→ WORK TO COMPLETE:
Using the data below, determine the number of lines that include the string "this". Write only that number.

→ DATA EXTRACT:
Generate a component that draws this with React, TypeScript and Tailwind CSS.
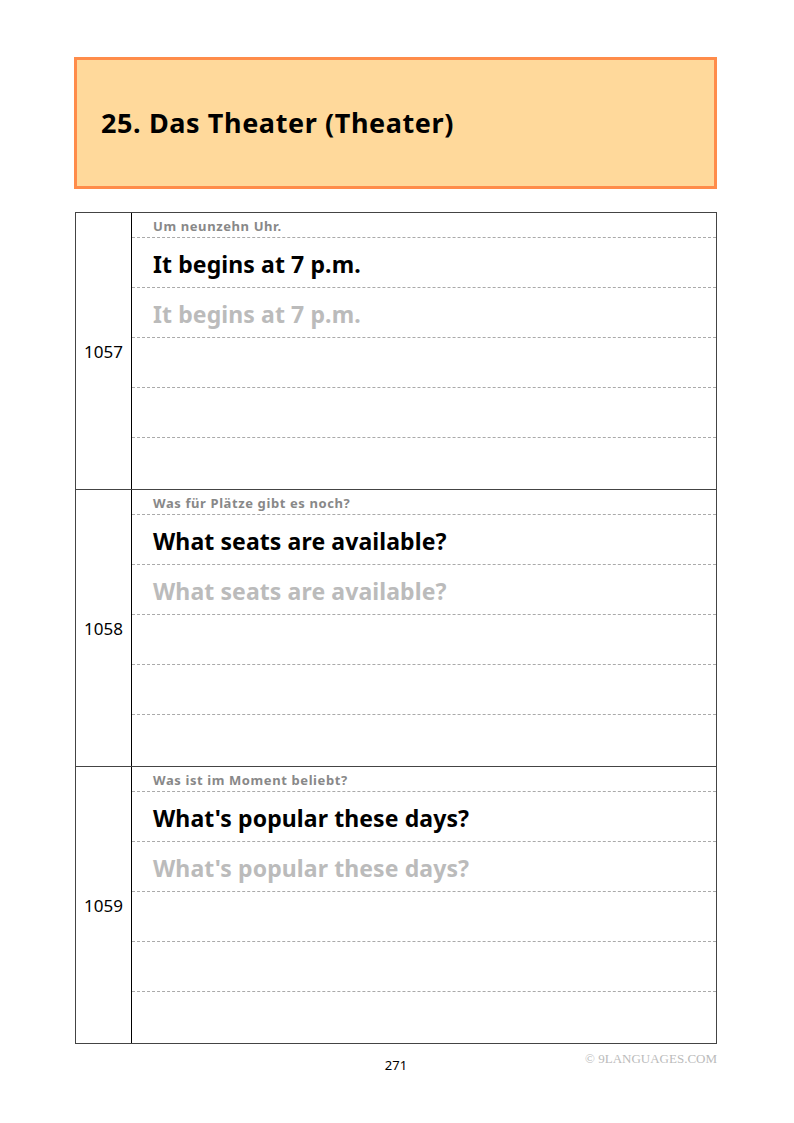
const entries = [
  { id: 1057, de: "Um neunzehn Uhr.", en: "It begins at 7 p.m." },
  { id: 1058, de: "Was für Plätze gibt es noch?", en: "What seats are available?" },
  { id: 1059, de: "Was ist im Moment beliebt?", en: "What's popular these days?" },
]

function Block({ id, de, en }: { id: number; de: string; en: string }) {
  return (
    <div className="flex border-b border-[#444] h-[277px]">
      <div className="w-[56px] border-r border-black flex items-center pl-[8px] pt-[2px] text-[17px] text-black">
        {id}
      </div>
      <div className="flex-1 flex flex-col">
        <div className="h-[25px] border-b border-dashed border-[#aaa] pl-[21px] pt-[3px] flex items-center text-[13px] tracking-[0.6px] font-bold text-[#888]">
          {de}
        </div>
        <div className="h-[50px] border-b border-dashed border-[#aaa] pl-[21px] pt-[3px] flex items-center text-[23px] tracking-[0.1px] font-bold text-black">
          {en}
        </div>
        <div className="h-[50px] border-b border-dashed border-[#aaa] pl-[21px] pt-[3px] flex items-center text-[23px] tracking-[0.1px] font-bold text-[#bbb]">
          {en}
        </div>
        <div className="h-[50px] border-b border-dashed border-[#aaa]"></div>
        <div className="h-[50px] border-b border-dashed border-[#aaa]"></div>
        <div className="flex-1"></div>
      </div>
    </div>
  )
}

export default function App() {
  return (
    <div className="w-[794px] h-[1123px] bg-white relative" style={{ fontFamily: '"Noto Sans", "Open Sans", sans-serif' }}>
      <div className="pt-[57px] pl-[74px]">
        <div className="w-[643px] h-[132px] border-[3px] border-[#ff8c4a] bg-[#ffd99b] flex items-center pl-[24px]">
          <h1 className="text-[27px] tracking-[0.6px] font-bold text-black">25. Das Theater (Theater)</h1>
        </div>
      </div>
      <div className="mt-[23px] ml-[75px] w-[642px] border-t border-l border-r border-[#444]">
        {entries.map((e) => (
          <Block key={e.id} {...e} />
        ))}
      </div>
      <div className="relative ml-[75px] w-[642px] h-[40px]">
        <div className="absolute left-0 right-0 top-[12px] text-center text-[13px] text-black">271</div>
        <div className="absolute right-0 top-[5px] text-[13px] text-[#bbb]" style={{ fontFamily: '"Liberation Serif", serif' }}>
          © 9LANGUAGES.COM
        </div>
      </div>
    </div>
  )
}
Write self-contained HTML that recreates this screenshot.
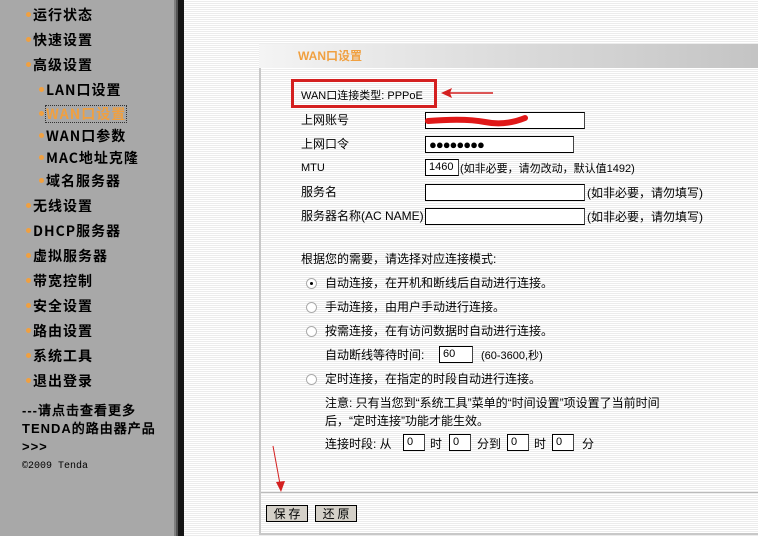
<!DOCTYPE html>
<html><head><meta charset="utf-8"><style>
*{margin:0;padding:0;box-sizing:border-box}
body{width:758px;height:536px;overflow:hidden;position:relative;font-family:"Liberation Sans","SimSun","Noto Sans CJK SC",sans-serif;font-size:12px;color:#000}
#side{position:absolute;left:0;top:0;width:174px;height:536px;background:#a8a8a8}
#strip{position:absolute;left:174px;top:0;width:10px;height:536px;background:linear-gradient(90deg,#808080 0,#808080 2px,#555 2px,#555 4px,#151515 4px)}
#main{position:absolute;left:184px;top:0;width:574px;height:536px;background:repeating-linear-gradient(180deg,#fff 0,#fff 1px,#ececec 1px,#ececec 2px)}
.m{position:absolute;font-weight:bold;font-size:14px;letter-spacing:1px;font-family:"WenQuanYi Zen Hei","Noto Sans CJK SC",sans-serif;line-height:16px;white-space:nowrap}
.m:before{content:"";position:absolute;left:-7px;top:5px;width:5px;height:5px;border-radius:50%;background:#f0a040}
.a{position:absolute;font-size:12px;line-height:14px;font-family:"Liberation Sans","Noto Sans CJK SC",sans-serif;white-space:nowrap}
.in{position:absolute;border:1px solid #000;border-right-color:#444;background:#fff;height:17px;font-size:11px;padding-left:3px;line-height:15px}
.r{position:absolute;width:11px;height:11px;border-radius:50%;border:1px solid #aaa;background:#fff}
.btn{position:absolute;top:505px;width:42px;height:17px;background:#d4d0c8;border:1px solid #000;font-size:12px;text-align:center;line-height:15px;white-space:nowrap;font-family:"Noto Sans CJK SC",sans-serif}
</style></head><body>
<div id="side">
<div class="m" style="left:33px;top:7px">运行状态</div>
<div class="m" style="left:33px;top:32px">快速设置</div>
<div class="m" style="left:33px;top:57px">高级设置</div>
<div class="m" style="left:46px;top:82px">LAN口设置</div>
<div class="m" style="left:46px;top:106px;color:#f0a040;outline:1px dotted #333">WAN口设置</div>
<div class="m" style="left:46px;top:128px">WAN口参数</div>
<div class="m" style="left:46px;top:150px">MAC地址克隆</div>
<div class="m" style="left:46px;top:173px">域名服务器</div>
<div class="m" style="left:33px;top:198px">无线设置</div>
<div class="m" style="left:33px;top:223px">DHCP服务器</div>
<div class="m" style="left:33px;top:248px">虚拟服务器</div>
<div class="m" style="left:33px;top:273px">带宽控制</div>
<div class="m" style="left:33px;top:298px">安全设置</div>
<div class="m" style="left:33px;top:323px">路由设置</div>
<div class="m" style="left:33px;top:348px">系统工具</div>
<div class="m" style="left:33px;top:373px">退出登录</div>
<div style="position:absolute;left:22px;top:402px;font-weight:bold;font-size:13px;line-height:18px;letter-spacing:1px;font-family:'WenQuanYi Zen Hei',sans-serif">---请点击查看更多<br>TENDA的路由器产品<br>&gt;&gt;&gt;</div>
<div style="position:absolute;left:22px;top:461px;font-size:10px;font-family:'Liberation Mono',monospace">©2009 Tenda</div>
</div>
<div id="strip"></div>
<div id="main"></div>
<div style="position:absolute;left:259px;top:44px;width:499px;height:24px;background:linear-gradient(90deg,#f4f4f4,#e0e0e0 40%,#c4c4c4)"></div>
<div style="position:absolute;left:298px;top:48px;color:#f0a040;font-weight:bold;font-size:12px;line-height:16px">WAN口设置</div>
<div style="position:absolute;left:259px;top:68px;width:2px;height:467px;background:#c8c8c8"></div>
<div style="position:absolute;left:259px;top:533px;width:499px;height:2px;background:#c8c8c8"></div>
<div style="position:absolute;left:261px;top:492px;width:497px;height:1px;background:#bbb"></div>
<div style="position:absolute;left:291px;top:79px;width:146px;height:29px;border:3px solid #d42020"></div>
<div class="a" style="left:301px;top:89px;font-size:11px">WAN口连接类型: PPPoE</div>
<svg style="position:absolute;left:440px;top:86px" width="55" height="14"><line x1="8" y1="7" x2="53" y2="7" stroke="#d42020" stroke-width="1.5"/><path d="M1 7 L12 2 L10 7 L12 12Z" fill="#d42020"/></svg>
<div class="a" style="left:301px;top:113px">上网账号</div>
<div class="in" style="left:425px;top:112px;width:160px"></div>
<svg style="position:absolute;left:425px;top:112px" width="110" height="18"><path d="M3 9 Q40 6 60 10 Q80 14 100 6" stroke="#e01818" stroke-width="6" fill="none" stroke-linecap="round"/></svg>
<div class="a" style="left:301px;top:137px">上网口令</div>
<div class="in" style="left:425px;top:136px;width:149px;font-size:13px;letter-spacing:-1px">●●●●●●●●</div>
<div class="a" style="left:301px;top:161px;font-size:11px">MTU</div>
<div class="in" style="left:425px;top:159px;width:34px">1460</div>
<div class="a" style="left:460px;top:162px;font-size:11px">(如非必要，请勿改动，默认值1492)</div>
<div class="a" style="left:301px;top:185px">服务名</div>
<div class="in" style="left:425px;top:184px;width:160px"></div>
<div class="a" style="left:587px;top:186px">(如非必要，请勿填写)</div>
<div class="a" style="left:301px;top:209px">服务器名称(AC NAME)</div>
<div class="in" style="left:425px;top:208px;width:160px"></div>
<div class="a" style="left:587px;top:210px">(如非必要，请勿填写)</div>
<div class="a" style="left:301px;top:252px">根据您的需要，请选择对应连接模式:</div>
<div class="r" style="left:306px;top:278px"><div style="position:absolute;left:3px;top:3px;width:3px;height:3px;background:#000;border-radius:50%"></div></div>
<div class="a" style="left:325px;top:276px">自动连接，在开机和断线后自动进行连接。</div>
<div class="r" style="left:306px;top:302px"></div>
<div class="a" style="left:325px;top:300px">手动连接，由用户手动进行连接。</div>
<div class="r" style="left:306px;top:326px"></div>
<div class="a" style="left:325px;top:324px">按需连接，在有访问数据时自动进行连接。</div>
<div class="a" style="left:325px;top:348px">自动断线等待时间:</div>
<div class="in" style="left:439px;top:346px;width:34px">60</div>
<div class="a" style="left:481px;top:349px;font-size:11px">(60-3600,秒)</div>
<div class="r" style="left:306px;top:374px"></div>
<div class="a" style="left:325px;top:372px">定时连接，在指定的时段自动进行连接。</div>
<div class="a" style="left:325px;top:394px;line-height:18px">注意: 只有当您到“系统工具”菜单的“时间设置”项设置了当前时间<br>后，“定时连接”功能才能生效。</div>
<div class="a" style="left:325px;top:437px">连接时段: 从</div>
<div class="in" style="left:403px;top:434px;width:22px">0</div>
<div class="a" style="left:430px;top:437px">时</div>
<div class="in" style="left:449px;top:434px;width:22px">0</div>
<div class="a" style="left:477px;top:437px">分到</div>
<div class="in" style="left:507px;top:434px;width:22px">0</div>
<div class="a" style="left:534px;top:437px">时</div>
<div class="in" style="left:552px;top:434px;width:22px">0</div>
<div class="a" style="left:582px;top:437px">分</div>
<svg style="position:absolute;left:268px;top:444px" width="20" height="50"><line x1="5" y1="2" x2="12" y2="40" stroke="#d42020" stroke-width="1"/><path d="M8 38 L17 37 L13 48Z" fill="#d42020"/></svg>
<div class="btn" style="left:266px">保 存</div>
<div class="btn" style="left:315px">还 原</div>
</body></html>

→ WRITTEN SOLUTION:
2